Una vez instalados, las entradas se veían tentadoras: caracoles, salmón marinado, sopa de cebolla (imposible con este calor, una pena), pero la idea era llegar al postre alguna vez. Entonces, un bouef bourguignon ($7.900), con una carne blandísima como corresponde a una larga cocción, con su zanahoria y cebollita, nadando en abundante salsa que pide pan a gritos para sopearla. De acompañamiento, otro plato de esos sencillos que a un chileno le avergonzarían, pero que en este caso no es así: ratatouille ($2.200), ese sabroso guiso de berenjenas, zapallitos y pimentones que Pixar hizo famoso, pero en un formato más estiloso (cortado en finas láminas por el magistral ratón), lo que puede defraudar en lo estético a quien lo pide por primera vez.
Junto con este par de tradicionales preparaciones, un filete Rossini con sus dos lonjitas de foie gras ($12.800), pedido tres cuartos, y que llegó tal cual, con papas al romero salteadas ($1.900). Nuevamente lo sencillo fue hermoso.

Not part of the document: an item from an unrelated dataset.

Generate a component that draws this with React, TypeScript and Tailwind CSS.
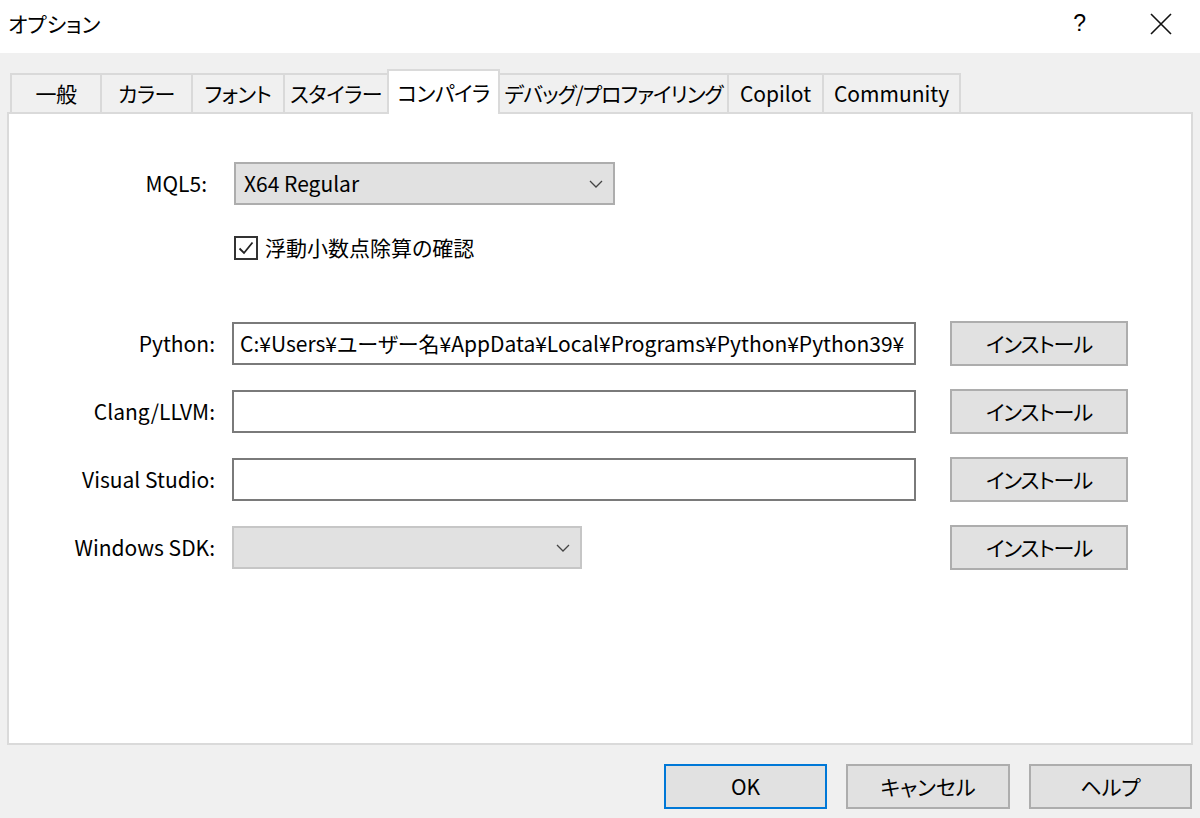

Y para rematar, y probar algo que no hubiera mugido en vida, un tártaro de salmón, atún y palta ($7.300), de buen tamaño (no estilo muñeca Barbie), aunque algo falto a la malicia. ¿Un toquecito de jengibre o de especias, por ser? Más intensidad, por favor. Y una ensalada verde ($1.500) con algunas hojas algo oxidadas de lechuga, el único punto bajo, junto con unas crème brûlée ($3.400) que no alcanzaron la caramelización de su cubierta.
Este postre, aparte, despierta una duda: ¿para qué ofrecen un trío con dos de vainilla y una de pistacho, en vez de ofrecer tres sabores distintos? Queda planteada la consulta, mientras la certeza de haber probado una perfecta tarte tatin ($3.300), con abundante manzana y su helado de vainilla, fue el cierre de esta tan gala experiencia.